In May 2016, Guotai Junan Securities (Hong Kong) Limited was fined $1.3 million by SFC for the Client Identity Rule Policy. In Jun 2016, there was another enforcement case against Guotai Junan, which was much more severe.

As announced on 22 Jun 2020, Guotai Junan was fined $25.2 million by SFC for for multiple internal control failures and regulatory breaches in connection with AML, handling of third party fund transfers and placing activities, as well as detection of wash trades and late reporting.
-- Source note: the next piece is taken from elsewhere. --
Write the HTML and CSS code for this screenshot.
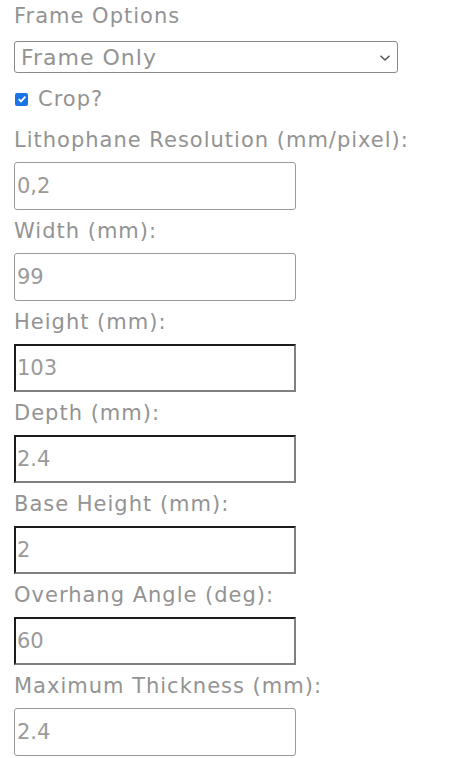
FILE: index.html
```html
<!DOCTYPE html>
<html>
<head>
<meta charset="utf-8">
<link rel="stylesheet" href="styles.css">
</head>
<body>
<div class="form">
  <label class="lbl first">Frame Options</label>
  <div class="select">
    <span>Frame Only</span>
    <svg class="chev" width="12" height="8" viewBox="0 0 12 8"><path d="M1.5 1.8 L6 6 L10.5 1.8" fill="none" stroke="#555" stroke-width="1.5"/></svg>
  </div>
  <div class="check-row">
    <span class="checkbox"><svg width="10" height="10" viewBox="0 0 10 10"><path d="M1.8 5.2 L4 7.4 L8.4 2.6" fill="none" stroke="#fff" stroke-width="1.8"/></svg></span>
    <span class="check-lbl">Crop?</span>
  </div>
  <label class="lbl">Lithophane Resolution (mm/pixel):</label>
  <div class="inp round">0,2</div>
  <label class="lbl">Width (mm):</label>
  <div class="inp round">99</div>
  <label class="lbl">Height (mm):</label>
  <div class="inp inset">103</div>
  <label class="lbl">Depth (mm):</label>
  <div class="inp inset">2.4</div>
  <label class="lbl">Base Height (mm):</label>
  <div class="inp inset">2</div>
  <label class="lbl">Overhang Angle (deg):</label>
  <div class="inp inset">60</div>
  <label class="lbl">Maximum Thickness (mm):</label>
  <div class="inp round">2.4</div>
</div>
</body>
</html>
```
FILE: styles.css
```css
html, body { margin: 0; padding: 0; background: #fff; }
body { font-family: "DejaVu Sans", "Open Sans", sans-serif; color: #939393; }
.form { padding: 0 14px; display: flex; flex-direction: column; align-items: flex-start; }
.lbl { display: block; font-size: 21px; letter-spacing: 1px; line-height: 33px; height: 33px; margin-bottom: 5px; white-space: nowrap; }
.lbl.first { margin-bottom: 8px; }
.select { box-sizing: border-box; width: 384px; height: 32px; border: 1px solid #8a8a8a; border-radius: 3px; display: flex; align-items: center; justify-content: space-between; padding: 0 6px 0 6px; font-size: 22px; letter-spacing: 1px; color: #939393; }
.chev { margin-top: 2px; }
.check-row { display: flex; align-items: center; height: 40px; margin-top: 6px; margin-bottom: 5px; }
.checkbox { width: 13px; height: 13px; background: #1a73e8; border-radius: 2px; display: flex; align-items: center; justify-content: center; margin-left: 1px; margin-right: 10px; }
.check-lbl { font-size: 21px; letter-spacing: 1px; }
.inp { box-sizing: border-box; width: 282px; height: 48px; display: flex; align-items: center; padding-left: 2px; font-size: 21px; color: #9a9a9a; margin-bottom: 5px; }
.round { border: 1px solid #9a9a9a; border-radius: 3px; }
.inset { border: 2px solid; border-color: #1c1c1c #808080 #808080 #1c1c1c; padding-left: 1px; }
```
Third party fund transfers
  • Between Mar 2014 and Mar 2015, Guotai Junan failed to take reasonable measures to ensure that proper safeguards were put in place to mitigate the risks of money laundering and terrorist financing in processing 15,584 third party deposits or withdrawals for its clients, totalling approximately $37.5 billion.
  • Despite red flags suggesting some of the third party fund transfers were unusual or suspicious, Guotai Junan failed to adequately monitor the activities of its clients, conduct appropriate scrutiny of the fund transfers, identify transactions that were suspicious and report them to the JFIU in a timely manner.
  • Guotai Junan processed 5,406 third party deposits from Jul 2015 to Jun 2016 without always documenting the identity of the depositors, their relationship with the account holders, and the reasons for these third party deposits.

Placing activities
  • While acting as the placing agent for the global offering of a Hong Kong-listed company’s shares between Dec 2015 and Jan 2016, Guotai Junan failed to take reasonable steps to ascertain whether the clients’ subscription applications were consistent with its knowledge of their background and source of funds, and make appropriate enquiries when there were grounds for suspicion.
  • In particular, the funds used by five clients to subscribe for $28.8 million worth of the listed company’s shares were deposited by the same third party into the respective client accounts in amounts far exceeding their self-declared net worth.
  • Despite such red flags, Guotai Junan did not take reasonable steps to verify the ultimate beneficial owners of the clients’ accounts and their source of funds, nor make appropriate enquiries to ascertain whether the clients were independent of the listed company. In the end, 3 of the 5 placees, who were allotted 11% of the listed company’s shares of the total placing under the international tranche, turned out to be the listed company’s employees.

Detection of wash trades and reporting obligation
  • Guotai Junan failed to detect 590 potential wash trades in a timely manner between Jan 2014 and Jul 2016 due to a lack of adequate written trade monitoring procedures or guidelines and technical failures of its transaction pattern monitoring system.
  • However, despite becoming aware in Jul 2016 of 210 potential wash trades which could not be detected in a timely manner as a result of the system failure, Guotai Junan did not report these 210 trades to SFC until 7 months later in Feb 2017.

More details of this case can be found from the Statement of Disciplinary Action.


If your firm is a financial institution conducting business with such a lousy broker, how would you evaluate the counterparty risks (regulatory risk, reputation risk, operational risk, etc.) in light of this enforcement case?